5
votes

I am working on a 2D scrolling game for iPhone. I have a large image background, say 480×6000 pixels, of only a part is visible (exactly one screen’s worth, 480×320 pixels). What is the best way to get such a background on the screen?

Currently I have the background split into several textures (to get around the maximum texture size limit) and draw the whole background in each frame as a textured triangle strip. The scrolling is done by translating the modelview matrix. The scissor box is set to the window size, 480×320 pixels. This is not meant to be fast, I just wanted a working code before I get to optimizing.

I thought that maybe the OpenGL implementation would be smart enough to discard the invisible portion of the background, but according to some measuring code I wrote it looks like background takes 7 ms to draw on average and 84 ms at maximum. (This is measured in the simulator.) This is about a half of the whole render loop, ie. quite slow for me.

Drawing the background should be as easy as copying some 480×320 pixels from one part of the VRAM to another, or, in other words, blazing fast. What is the best way to get closer to such performance?

2

2 Answers

4
votes

That's the fast way of doing it. Things you can do to improve performance:

  • Try different texture-formats. Presumably the SDK docs have details on the preferred format, and presumably smaller is better.
  • Cull out entirely offscreen tiles yourself
  • Split the image into smaller textures

I'm assuming you're drawing at a 1:1 zoom-level; is that the case?

Edit: Oops.

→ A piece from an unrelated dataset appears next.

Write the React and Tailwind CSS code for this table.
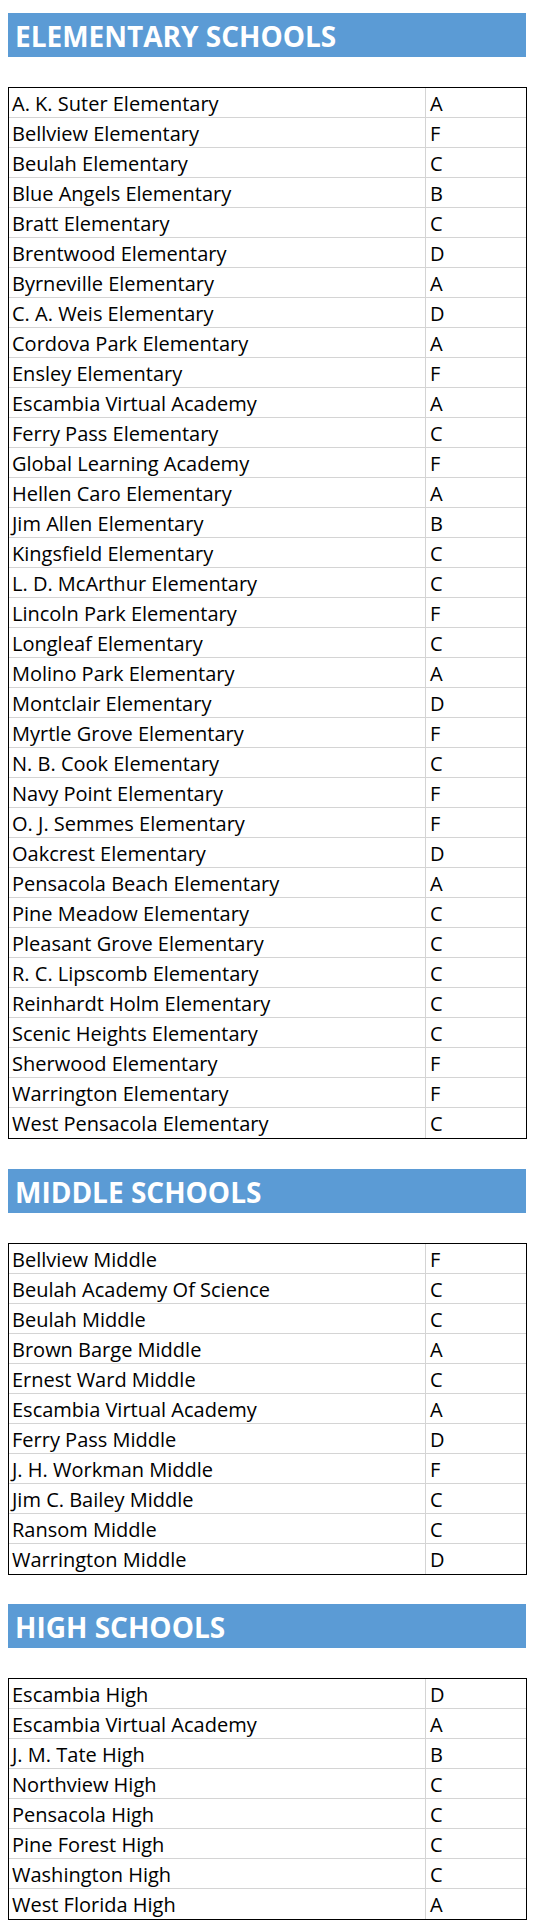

Having read your question more carefully, I have to offer another piece of advice: Timings made on the simulator are worthless.

3
votes

The quick solution:

  • Create a geometry matrix of tiles (quads preferably) so that there is at least one row/column of off-screen tiles on all sides of the viewable area.

  • Map textures to all those tiles.

  • As soon as one tile is outside the viewable area you can release this texture and bind a new one.

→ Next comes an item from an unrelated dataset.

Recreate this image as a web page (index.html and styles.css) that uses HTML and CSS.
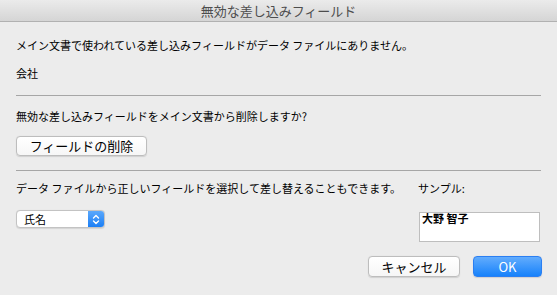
FILE: index.html
```html
<!DOCTYPE html>
<html lang="ja">
<head>
<meta charset="utf-8">
<link rel="stylesheet" href="styles.css">
</head>
<body>
<div class="window">
  <div class="titlebar">無効な差し込みフィールド</div>
  <div class="content">
    <p class="line first">メイン文書で使われている差し込みフィールドがデータ ファイルにありません。</p>
    <p class="line field">会社</p>
    <div class="divider d1"></div>
    <p class="line q">無効な差し込みフィールドをメイン文書から削除しますか?</p>
    <button class="btn del">フィールドの削除</button>
    <div class="divider d2"></div>
    <div class="replace">
      <p class="line">データ ファイルから正しいフィールドを選択して差し替えることもできます。</p>
      <p class="line">サンプル:</p>
      <div class="select">
        <span class="select-label">氏名</span>
        <span class="select-arrows">
          <svg width="8" height="11" viewBox="0 0 8 11"><path d="M1.5 4 L4 1.5 L6.5 4 M1.5 7 L4 9.5 L6.5 7" fill="none" stroke="#fff" stroke-width="1.4" stroke-linecap="round" stroke-linejoin="round"/></svg>
        </span>
      </div>
      <div class="sample">大野 智子</div>
    </div>
    <div class="actions">
      <button class="btn cancel">キャンセル</button>
      <button class="btn ok">OK</button>
    </div>
  </div>
</div>
</body>
</html>
```
FILE: styles.css
```css
* { box-sizing: border-box; }
html, body { margin: 0; padding: 0; }
body {
  width: 557px;
  height: 295px;
  background: #ececec;
  font-family: "Noto Sans CJK JP", sans-serif;
  font-size: 11px;
  color: #000;
  overflow: hidden;
}
.titlebar {
  height: 22px;
  line-height: 21px;
  text-align: center;
  font-size: 13px;
  color: #4d4d4d;
  background: linear-gradient(#ebebeb, #d5d5d5);
  border-bottom: 1px solid #b1b1b1;
}
.content {
  padding: 0 16px;
  display: flex;
  flex-direction: column;
}
.line {
  margin: 0;
  line-height: 14px;
  height: 14px;
  white-space: nowrap;
}
.first { margin-top: 16px; }
.field { margin-top: 14px; }
.divider {
  height: 1px;
  background: #a6a6a6;
}
.d1 { margin-top: 15px; }
.q { margin-top: 13px; }
.btn {
  font-family: "Noto Sans CJK JP", sans-serif;
  font-size: 13px;
  height: 21px;
  padding: 0;
  line-height: 19px;
  border-radius: 4px;
  border: 1px solid #bdbdbd;
  background: linear-gradient(#ffffff, #f6f6f6);
  box-shadow: 0 0.5px 1px rgba(0,0,0,0.12);
  color: #000;
}
.del {
  margin-top: 13px;
  width: 131px;
  align-self: flex-start;
  height: 20px;
  line-height: 18px;
}
.d2 { margin-top: 14px; }
.replace {
  margin-top: 10px;
  display: grid;
  grid-template-columns: 402px 122px;
  grid-template-rows: 14px auto;
  row-gap: 15px;
}
.select {
  width: 89px;
  height: 18px;
  display: flex;
  border: 1px solid #c3c3c3;
  border-radius: 4px;
  background: #fff;
  overflow: hidden;
  box-shadow: 0 0.5px 1px rgba(0,0,0,0.1);
}
.select-label {
  flex: 1;
  padding-left: 7px;
  line-height: 16px;
}
.select-arrows {
  width: 16px;
  display: flex;
  align-items: center;
  justify-content: center;
  background: linear-gradient(#5aa8fc, #1c7ff5);
}
.sample {
  margin-top: 2px;
  margin-left: 1px;
  width: 121px;
  height: 30px;
  border: 1px solid #bebebe;
  background: #fff;
  font-weight: bold;
  padding: 0 0 0 2px;
  line-height: 11px;
}
.actions {
  margin-top: 14px;
  display: flex;
  justify-content: flex-end;
  gap: 13px;
  margin-right: -1px;
}
.cancel { width: 92px; }
.ok {
  width: 69px;
  color: #fff;
  border: 1px solid #2b7ff2;
  background: linear-gradient(#62acfd, #1782fb);
}
```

  • Move the tiles using a modulo of the tile width and tile height as position (so that the tile will reposition itself at its starting pos when it have moved exactly one tile in length). Also remember to remap the textures during that operation. This allows you to have a very small grid/very little texture memory loaded at any given time. Which I guess is especially important in GL ES.

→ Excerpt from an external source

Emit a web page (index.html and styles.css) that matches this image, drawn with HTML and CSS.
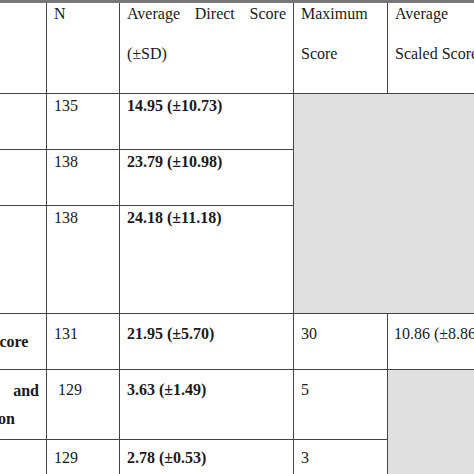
FILE: index.html
```html
<!DOCTYPE html>
<html lang="en">
<head>
<meta charset="utf-8">
<title>Scores</title>
<link rel="stylesheet" href="styles.css">
</head>
<body>
<div class="crop">
  <table class="scores">
    <colgroup>
      <col class="c-label"><col class="c-n"><col class="c-avg"><col class="c-max"><col class="c-scaled">
    </colgroup>
    <thead>
      <tr class="r-head">
        <th class="label"></th>
        <th><div class="hd">N</div></th>
        <th><div class="hd">Average Direct Score (±SD)</div></th>
        <th><div class="hd">Maximum Score</div></th>
        <th><div class="hd">Average Scaled Score</div></th>
      </tr>
    </thead>
    <tbody>
      <tr class="r1">
        <td class="label"></td>
        <td>135</td>
        <td class="b">14.95 (±10.73)</td>
        <td class="na" rowspan="3" colspan="2"></td>
      </tr>
      <tr class="r2">
        <td class="label"></td>
        <td>138</td>
        <td class="b">23.79 (±10.98)</td>
      </tr>
      <tr class="r3">
        <td class="label"></td>
        <td>138</td>
        <td class="b">24.18 (±11.18)</td>
      </tr>
      <tr class="r4 lower">
        <td class="label">Overall Score</td>
        <td>131</td>
        <td class="b">21.95 (±5.70)</td>
        <td>30</td>
        <td class="wide">10.86 (±8.86)</td>
      </tr>
      <tr class="r5 lower">
        <td class="label">Attention and Orientation</td>
        <td class="indent">129</td>
        <td class="b">3.63 (±1.49)</td>
        <td>5</td>
        <td class="na" rowspan="2"></td>
      </tr>
      <tr class="r6 lower">
        <td class="label"></td>
        <td>129</td>
        <td class="b">2.78 (±0.53)</td>
        <td>3</td>
      </tr>
    </tbody>
  </table>
</div>
</body>
</html>
```

FILE: styles.css
```css
html, body {
  margin: 0;
  padding: 0;
  background: #ffffff;
}

body {
  width: 474px;
  height: 474px;
  overflow: hidden;
  font-family: "Liberation Serif", "Times New Roman", serif;
  font-size: 16px;
  color: #1a1a1a;
}

.crop {
  margin-left: -73px;
}

.scores {
  border-collapse: collapse;
  table-layout: fixed;
  width: 564px;
  border-top: 3px solid #777777;
}

.c-label { width: 119px; }
.c-n { width: 73px; }
.c-avg { width: 174px; }
.c-max { width: 94px; }
.c-scaled { width: 104px; }

.scores th,
.scores td {
  border: 1px solid #444444;
  padding: 0 7px;
  vertical-align: top;
  text-align: left;
  font-weight: normal;
  line-height: 24px;
}

.scores th {
  line-height: 40px;
  text-align: justify;
}

.hd {
  margin-top: -9px;
}

.r-head { height: 92px; }
.r1 { height: 56px; }
.r2 { height: 56px; }
.r3 { height: 108px; }
.r4 { height: 56px; }
.r5 { height: 70px; }
.r6 { height: 60px; }

.scores .lower td {
  padding-top: 8px;
}

.scores .r6 td {
  padding-top: 6px;
}

.scores td.label {
  padding-top: 0;
  vertical-align: middle;
  font-weight: bold;
  text-align: justify;
  line-height: 28px;
}

.scores td.b {
  font-weight: bold;
}

.scores td.wide {
  white-space: nowrap;
  padding-left: 6px;
}

.indent {
  text-indent: 4px;
}

.scores td.na {
  background: #e0e0e0;
}
```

If you have memory to spare and are still plagued with slow load speed (although you shouldn't for that amount of textures). You could build a texture streaming engine that preloads textures into faster memory (whatever that may be on your target device) when you reach a new area. Mapping as textures will in that case go from that faster memory when needed. Just be sure that you are able to preload it without using up all memory and remember to release it dynamically when not needed.